The Meaning of Life Imprisonment – The Case of Khoroshenko v. Russia
Life imprisonment is a harsh sanction that is used in most countries in the world. Evidence from treaty bodies, such as the European Committee for the Prevention of Torture, suggests that in many countries life sentence prisoners are subject to special regimes that are so restrictive that they are inherently inhuman and degrading. Life sentence prisoners are automatically assumed to be particularly dangerous, and are often deprived of contact with the outside world, as well as from other prisoners, leaving them unprepared for release and for life after life imprisonment.
This point has been highlighted in a recent decision of the Grand Chamber of the European Court of Human Rights (ECtHR) in Khoroshenko v. Russia. The case concerned Andrey Khoroshenko who was convicted of murder and has been serving a life sentence since 1999 in a special-regime correctional colony for life sentence prisoners.
In Russia, all life sentence prisoners serve their sentences under a ‘strict regime’, separate from other convicts in cells holding no more than two persons. After serving at least ten years of their sentence, they may be transferred to an ‘ordinary regime’, where they receive a few more privileges. For the first decade of his life sentence, however, Mr Khoroshenko was allowed to receive no more than one visit from relatives, lasting no longer than four hours, every six months. He could communicate with his visitors only through a glass partition or through metal bars, without physical contact, while a prison guard listened to their conversations. Mr Khoroshenko maintained that due to those severe restrictions on visits he lost contact with some of his family members, including his son. Mr Khoroshenko challenged before the ECtHR the blanket ban on long-term visits for life sentence prisoners, which he endured from 1999 to 2009.
In reaching their decision, the Strasbourg Court considered the regulation of prison visits in other Council of Europe member States and observed considerable variation in practice. However, the majority of States surveyed (29 out of a total of 35) did not discriminate between prisoners sentenced to life and other prisoners, and in such countries a generally accepted minimum regarding the frequency of visits was no less than once a month. In addition, the Court referred to the recommendations of the Committee for the Prevention of Torture that long-term prison regimes “should seek to compensate for the desocialising effects of imprisonment in a positive and proactive way” (para 144). It highlighted several international instruments, such as the 2006 European Prison Rules, which emphasise that prison authorities should seek to rehabilitate and reintegrate all prisoners, including those serving life sentences.
The Court rejected the Russian Government’s retributivist argument that isolating prisoners should be the sole purpose of life imprisonment and underlined the failure of the Russian measures to give “due consideration to the principle of proportionality and to the need for rehabilitation and reintegration of life sentence prisoners” (para 148). The Court found that the very strict regime, with its complete ban on physical contact with visitors and with conversations being overheard by a prison guard at all times, had prevented Mr Khoroshenko from maintaining close bonds with his family. Although Russia had a margin of appreciation in deciding how to treat life sentence prisoners, the strict regime overstepped the mark. As a result, the Court unanimously found a violation of Mr Khoroshenko’s right to respect for his private and family life, as guaranteed by Article 8 of the European Convention on Human Rights.
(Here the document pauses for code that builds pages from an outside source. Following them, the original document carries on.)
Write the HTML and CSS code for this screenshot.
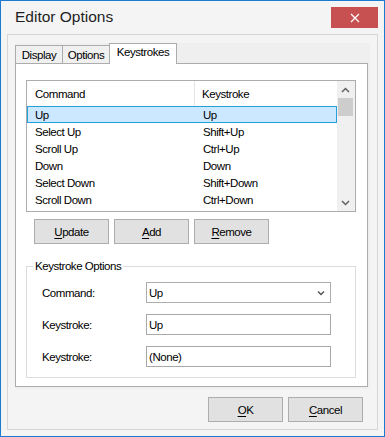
FILE: index.html
```html
<!DOCTYPE html>
<html>
<head>
<meta charset="utf-8">
<link rel="stylesheet" href="styles.css">
</head>
<body>
<div class="window">
  <div class="titlebar">
    <span class="title">Editor Options</span>
    <div class="close"><svg width="10" height="10" viewBox="0 0 10 10"><path d="M1 1L9 9M9 1L1 9" stroke="#fff" stroke-width="1.2" fill="none"/></svg></div>
  </div>
  <div class="frame">
    <div class="tabctl">
      <div class="tabs">
        <div class="tab t-display">Display</div>
        <div class="tab t-options">Options</div>
        <div class="tab t-keys active">Keystrokes</div>
      </div>
      <div class="panel">
        <div class="listview">
          <div class="lv-main">
            <div class="lv-header"><div class="c1">Command</div><div class="c2">Keystroke</div></div>
            <div class="row sel"><div class="c1">Up</div><div class="c2">Up</div></div>
            <div class="row"><div class="c1">Select Up</div><div class="c2">Shift+Up</div></div>
            <div class="row"><div class="c1">Scroll Up</div><div class="c2">Ctrl+Up</div></div>
            <div class="row"><div class="c1">Down</div><div class="c2">Down</div></div>
            <div class="row"><div class="c1">Select Down</div><div class="c2">Shift+Down</div></div>
            <div class="row"><div class="c1">Scroll Down</div><div class="c2">Ctrl+Down</div></div>
          </div>
          <div class="vscroll">
            <div class="sb-btn"><svg width="9" height="6" viewBox="0 0 9 6"><path d="M1 5L4.5 1.5L8 5" stroke="#606060" stroke-width="1.5" fill="none"/></svg></div>
            <div class="sb-track"><div class="sb-thumb"></div></div>
            <div class="sb-btn"><svg width="9" height="6" viewBox="0 0 9 6"><path d="M1 1L4.5 4.5L8 1" stroke="#606060" stroke-width="1.5" fill="none"/></svg></div>
          </div>
        </div>
        <div class="btnrow">
          <div class="btn"><u>U</u>pdate</div>
          <div class="btn"><u>A</u>dd</div>
          <div class="btn"><u>R</u>emove</div>
        </div>
        <fieldset class="group">
          <legend>Keystroke Options</legend>
          <div class="frow">
            <span class="flabel">Command:</span>
            <div class="combo"><span>Up</span><svg width="8" height="6" viewBox="0 0 8 6"><path d="M1 1.5L4 4.5L7 1.5" stroke="#555" stroke-width="1.5" fill="none"/></svg></div>
          </div>
          <div class="frow">
            <span class="flabel">Keystroke:</span>
            <div class="edit">Up</div>
          </div>
          <div class="frow">
            <span class="flabel">Keystroke:</span>
            <div class="edit">(None)</div>
          </div>
        </fieldset>
      </div>
    </div>
    <div class="footer">
      <div class="btn"><u>O</u>K</div>
      <div class="btn"><u>C</u>ancel</div>
    </div>
  </div>
</div>
</body>
</html>
```
FILE: styles.css
```css
* { box-sizing: border-box; }
html, body { margin: 0; padding: 0; background: #fff; }
body {
  font-family: "Liberation Sans", Arial, sans-serif;
  font-size: 11.5px;
  letter-spacing: -0.45px;
  color: #000;
}
.window {
  width: 385px;
  height: 437px;
  border: 1px solid #1a7bd0;
  background: #f4f4f4;
  display: flex;
  flex-direction: column;
}
.titlebar {
  height: 33px;
  display: flex;
  align-items: flex-start;
  justify-content: space-between;
  padding-left: 14px;
}
.title {
  font-size: 15.5px;
  letter-spacing: 0;
  line-height: 18px;
  margin-top: 7px;
  color: #1e1e1e;
}
.close {
  width: 47px;
  height: 21px;
  margin-top: 6px;
  margin-right: 6px;
  background: #c75050;
  display: flex;
  align-items: center;
  justify-content: center;
}
.close svg { display: block; }
.frame {
  margin: 0 6px;
  height: 396px;
  border: 1px solid #d6d6d6;
  display: flex;
  flex-direction: column;
  padding-top: 8px;
}
.tabctl {
  margin-left: 7px;
  width: 355px;
  height: 346px;
  background: #efefef;
}
.tabs {
  height: 20px;
  display: flex;
  align-items: flex-end;
}
.tab {
  height: 18px;
  border: 1px solid #acacac;
  border-bottom: none;
  background: #f0f0f0;
  text-align: center;
  line-height: 16px;
  padding-top: 1px;
}
.t-display { width: 48px; }
.t-options { width: 48px; margin-left: -1px; }
.t-keys { width: 68px; margin-left: -1px; }
.tab.active {
  height: 21px;
  margin-bottom: -1px;
  background: #fff;
  position: relative;
  z-index: 1;
  padding-top: 0;
}
.panel {
  width: 353px;
  height: 324px;
  border: 1px solid #acacac;
  background: #fff;
  padding: 16px 0 0 10px;
}
.listview {
  width: 330px;
  height: 132px;
  border: 1px solid #acacac;
  display: flex;
  overflow: hidden;
}
.lv-main {
  width: 310px;
  overflow: hidden;
}
.lv-header {
  height: 25px;
  display: flex;
  align-items: stretch;
}
.lv-header .c1 {
  border-right: 1px solid #e5e5e5;
}
.c1, .c2 {
  display: flex;
  align-items: center;
  white-space: nowrap;
}
.c1 { width: 168px; padding-left: 8px; }
.c2 { padding-left: 7px; }
.row {
  height: 17px;
  display: flex;
  border: 1px solid transparent;
}
.row .c1 { padding-left: 7px; }
.row.sel {
  background: #cce8ff;
  border-color: #26a0da;
}
.vscroll {
  width: 18px;
  background: #f0f0f0;
  display: flex;
  flex-direction: column;
}
.sb-btn {
  height: 17px;
  display: flex;
  align-items: center;
  justify-content: center;
  padding-right: 1px;
}
.sb-track { flex: 1; padding: 0 1px 0 1px; }
.sb-thumb { height: 18px; background: #cdcdcd; margin-right: 1px; }
.btnrow {
  display: flex;
  gap: 5px;
  margin: 7px 0 0 8px;
}
.btn {
  width: 75px;
  height: 25px;
  border: 1px solid #adadad;
  background: #e1e1e1;
  display: flex;
  align-items: center;
  justify-content: center;
}
.btn u { text-decoration: underline; text-decoration-thickness: 1px; text-underline-offset: 2px; }
.group {
  margin: 15px 0 0 0;
  width: 330px;
  border: 1px solid #dcdcdc;
  padding: 9px 0 10px 15px;
}
.group legend {
  padding: 0 2px;
  margin-left: -9px;
  line-height: 14px;
}
.frow {
  display: flex;
  align-items: center;
  height: 21px;
  margin-bottom: 11px;
}
.frow:last-child { margin-bottom: 0; }
.flabel { width: 104px; }
.combo, .edit {
  width: 185px;
  height: 21px;
  border: 1px solid #adadad;
  background: #fff;
  display: flex;
  align-items: center;
  padding-left: 2px;
}
.combo { justify-content: space-between; padding-right: 5px; }
.edit { border-color: #a9a9a9; }
.footer {
  display: flex;
  justify-content: flex-end;
  gap: 5px;
  margin-top: 8px;
  padding-right: 14px;
}
```
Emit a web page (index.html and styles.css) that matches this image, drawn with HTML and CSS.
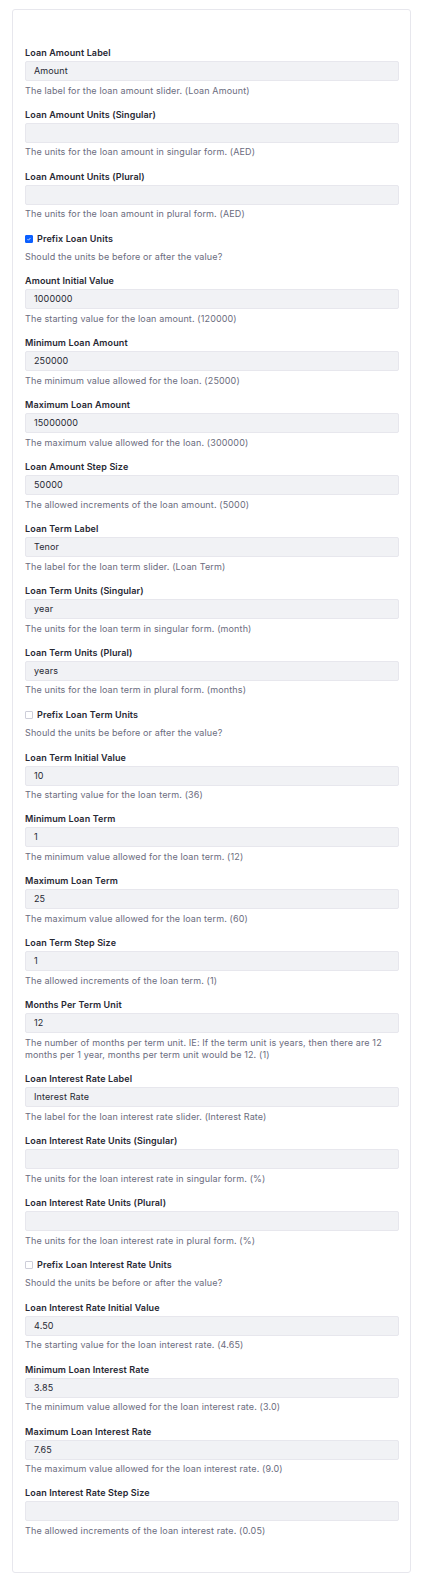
FILE: index.html
```html
<!DOCTYPE html>
<html>
<head>
<meta charset="utf-8">
<link rel="stylesheet" href="styles.css">
</head>
<body>
<div class="card">
  <div class="field"><label class="label">Loan Amount Label</label><div class="input">Amount</div><div class="help">The label for the loan amount slider. (Loan Amount)</div></div>
  <div class="field"><label class="label">Loan Amount Units (Singular)</label><div class="input"></div><div class="help">The units for the loan amount in singular form. (AED)</div></div>
  <div class="field"><label class="label">Loan Amount Units (Plural)</label><div class="input"></div><div class="help">The units for the loan amount in plural form. (AED)</div></div>
  <div class="field check-field"><label class="check-label"><span class="box checked"><svg viewBox="0 0 8 8" width="8" height="8"><path d="M2 4.3 L3.3 5.6 L6 2.6" fill="none" stroke="#fff" stroke-width="1"/></svg></span>Prefix Loan Units</label><div class="help">Should the units be before or after the value?</div></div>
  <div class="field"><label class="label">Amount Initial Value</label><div class="input">1000000</div><div class="help">The starting value for the loan amount. (120000)</div></div>
  <div class="field"><label class="label">Minimum Loan Amount</label><div class="input">250000</div><div class="help">The minimum value allowed for the loan. (25000)</div></div>
  <div class="field"><label class="label">Maximum Loan Amount</label><div class="input">15000000</div><div class="help">The maximum value allowed for the loan. (300000)</div></div>
  <div class="field"><label class="label">Loan Amount Step Size</label><div class="input">50000</div><div class="help">The allowed increments of the loan amount. (5000)</div></div>
  <div class="field"><label class="label">Loan Term Label</label><div class="input">Tenor</div><div class="help">The label for the loan term slider. (Loan Term)</div></div>
  <div class="field"><label class="label">Loan Term Units (Singular)</label><div class="input">year</div><div class="help">The units for the loan term in singular form. (month)</div></div>
  <div class="field"><label class="label">Loan Term Units (Plural)</label><div class="input">years</div><div class="help">The units for the loan term in plural form. (months)</div></div>
  <div class="field check-field"><label class="check-label"><span class="box"></span>Prefix Loan Term Units</label><div class="help">Should the units be before or after the value?</div></div>
  <div class="field"><label class="label">Loan Term Initial Value</label><div class="input">10</div><div class="help">The starting value for the loan term. (36)</div></div>
  <div class="field"><label class="label">Minimum Loan Term</label><div class="input">1</div><div class="help">The minimum value allowed for the loan term. (12)</div></div>
  <div class="field"><label class="label">Maximum Loan Term</label><div class="input">25</div><div class="help">The maximum value allowed for the loan term. (60)</div></div>
  <div class="field"><label class="label">Loan Term Step Size</label><div class="input">1</div><div class="help">The allowed increments of the loan term. (1)</div></div>
  <div class="field"><label class="label">Months Per Term Unit</label><div class="input">12</div><div class="help">The number of months per term unit. IE: If the term unit is years, then there are 12 months per 1 year, months per term unit would be 12. (1)</div></div>
  <div class="field"><label class="label">Loan Interest Rate Label</label><div class="input">Interest Rate</div><div class="help">The label for the loan interest rate slider. (Interest Rate)</div></div>
  <div class="field"><label class="label">Loan Interest Rate Units (Singular)</label><div class="input"></div><div class="help">The units for the loan interest rate in singular form. (%)</div></div>
  <div class="field"><label class="label">Loan Interest Rate Units (Plural)</label><div class="input"></div><div class="help">The units for the loan interest rate in plural form. (%)</div></div>
  <div class="field check-field"><label class="check-label"><span class="box"></span>Prefix Loan Interest Rate Units</label><div class="help">Should the units be before or after the value?</div></div>
  <div class="field"><label class="label">Loan Interest Rate Initial Value</label><div class="input">4.50</div><div class="help">The starting value for the loan interest rate. (4.65)</div></div>
  <div class="field"><label class="label">Minimum Loan Interest Rate</label><div class="input">3.85</div><div class="help">The minimum value allowed for the loan interest rate. (3.0)</div></div>
  <div class="field"><label class="label">Maximum Loan Interest Rate</label><div class="input">7.65</div><div class="help">The maximum value allowed for the loan interest rate. (9.0)</div></div>
  <div class="field"><label class="label">Loan Interest Rate Step Size</label><div class="input"></div><div class="help">The allowed increments of the loan interest rate. (0.05)</div></div>
</div>
</body>
</html>
```
FILE: styles.css
```css
html, body {
  margin: 0;
  padding: 0;
  background: #fff;
}
body {
  padding: 9px 12px 12px 12px;
  font-family: Inter, "Liberation Sans", sans-serif;
  color: #272833;
}
.card {
  border: 1px solid #e7e7ed;
  border-radius: 3px;
  padding: 37px 11px 35px 12px;
  display: flex;
  flex-direction: column;
  gap: 12px;
}
.field {
  display: flex;
  flex-direction: column;
}
.label {
  font-size: 9px;
  line-height: 12px;
  font-weight: 600;
  letter-spacing: 0.12px;
  margin-bottom: 2px;
}
.input {
  height: 18px;
  background: #f1f2f5;
  border: 1px solid #e7e7ed;
  border-radius: 2px;
  font-size: 9px;
  line-height: 18px;
  letter-spacing: 0.12px;
  padding: 0 8px;
}
.help {
  margin-top: 3.6px;
  font-size: 9px;
  line-height: 12.3px;
  letter-spacing: 0.13px;
  color: #6b6c7e;
}
.check-label {
  display: flex;
  align-items: center;
  gap: 4px;
  font-size: 9px;
  line-height: 12px;
  font-weight: 600;
  letter-spacing: 0.12px;
}
.check-field .help {
  margin-top: 6.5px;
}
.box {
  width: 6px;
  height: 6px;
  border: 1px solid #cdced9;
  border-radius: 1px;
  background: #fff;
  display: flex;
  align-items: center;
  justify-content: center;
}
.box.checked {
  background: #0b5fff;
  border-color: #0b5fff;
}
.box svg {
  width: 6px;
  height: 6px;
}
```
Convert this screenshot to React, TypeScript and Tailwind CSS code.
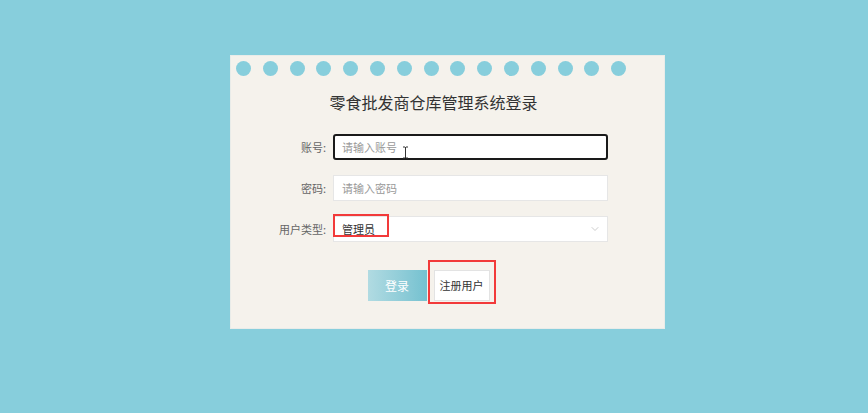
import { ChevronDown } from 'lucide-react'

const font = { fontFamily: '"Noto Sans CJK SC", "Noto Sans", sans-serif' }

export default function App() {
  return (
    <div className="w-[868px] h-[413px] bg-[#87cedc] overflow-hidden" style={font}>
      <div className="ml-[230px] mt-[55px] w-[435px] h-[274px] bg-[#f5f2ec] border border-[#e9ece9] pt-[5px]">
        {/* spiral holes */}
        <div className="flex gap-[11.8px] pl-[5px]">
          {Array.from({ length: 15 }).map((_, i) => (
            <span key={i} className="w-[15px] h-[15px] rounded-full bg-[#87cedc]" />
          ))}
        </div>

        <h1 className="mt-[14px] text-center text-[16px] leading-[24px] text-[#333] pr-[28px]">
          零食批发商仓库管理系统登录
        </h1>

        <div className="mt-[20px] flex flex-col gap-[15px]">
          <div className="flex items-center">
            <label className="w-[97px] text-right text-[11px] text-[#666] pr-[2px]">账号:</label>
            <div className="relative ml-[5px] w-[275px] h-[26px] bg-white border-2 border-[#1a1a1a] rounded-[3px] flex items-center pl-[7px]">
              <span className="text-[11px] text-[#999]">请输入账号</span>
              <svg className="absolute left-[67px] top-[10px]" width="7" height="13" viewBox="0 0 7 13">
                <path d="M1 1h2M4 1h2M3.5 1v11M1 12h2M4 12h2" stroke="#333" strokeWidth="1" fill="none" />
              </svg>
            </div>
          </div>

          <div className="flex items-center">
            <label className="w-[97px] text-right text-[11px] text-[#666] pr-[2px]">密码:</label>
            <div className="ml-[5px] w-[275px] h-[26px] bg-white border border-[#e6e6e6] flex items-center pl-[8px]">
              <span className="text-[11px] text-[#999]">请输入密码</span>
            </div>
          </div>

          <div className="flex items-center">
            <label className="w-[97px] text-right text-[11px] text-[#666] pr-[2px]">用户类型:</label>
            <div className="relative ml-[5px] w-[275px] h-[26px] bg-white border border-[#e6e6e6] flex items-center justify-between pl-[8px] pr-[6px]">
              <span className="text-[11px] text-[#333]">管理员</span>
              <ChevronDown className="w-[12px] h-[12px] text-[#bbb]" strokeWidth={1.5} />
              <span className="absolute left-[-1px] top-[-3px] w-[56px] h-[23px] border-2 border-[#f23a3a]" />
            </div>
          </div>
        </div>

        <div className="mt-[28px] flex justify-center gap-[7px] pr-[38px]">
          <button className="w-[59px] h-[31px] bg-gradient-to-r from-[#b1dbe2] to-[#74c1d0] text-white text-[12px]">
            登录
          </button>
          <div className="relative">
            <button className="w-[56px] h-[31px] bg-white border border-[#e3e3e3] text-[#333] text-[11px]">
              注册用户
            </button>
            <span className="absolute left-[-6px] top-[-10px] w-[68px] h-[44px] border-2 border-[#f23a3a]" />
          </div>
        </div>
      </div>
    </div>
  )
}
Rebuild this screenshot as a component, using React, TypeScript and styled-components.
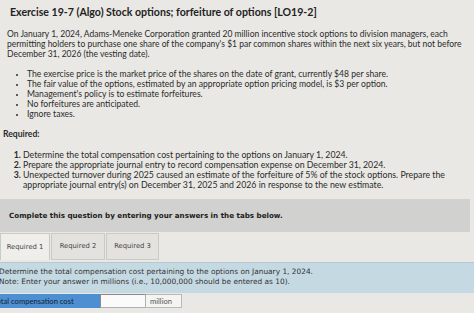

The concurring opinion of Judges Pinto de Albuquerque and Turković further criticised the Russian regime as “inhuman” (para 13) and “illegitimate” (para 21), in that it ran counter to the principle of resocialisation as the primary purpose of imprisonment. The two judges called upon the States Parties to provide comprehensive individualised sentence plans for life sentence prisoners, and to bring legislation on visitation rights into line with international standards so that prisoners can serve their sentence in a constructive and rehabilitative manner, and prepare to lead a law-abiding life in the community.
At the European level, this case is one in a clear line of decisions that have strengthened the judicial protection of human rights for prisoners serving life sentences (see especially Vinter and Others v. the United Kingdom). By focusing on their treatment, it highlights disturbing aspects of life imprisonment that have rarely been raised in penological debate or judicial dispute previously, and yet clearly fall short of international standards and modern human rights principles. Indirectly, it also raises a key question that underpins the Leverhulme Trust funded research project Life Imprisonment Worldwide at the University of Nottingham: To what extent can life imprisonment be a fair and just punishment? There is no easy answer to this question, but applications by prisoners, such as Mr Khoroshenko, are clearly making it necessary to confront the serious civil rights and constitutional issues that are raised by the imposition and implementation of life imprisonment.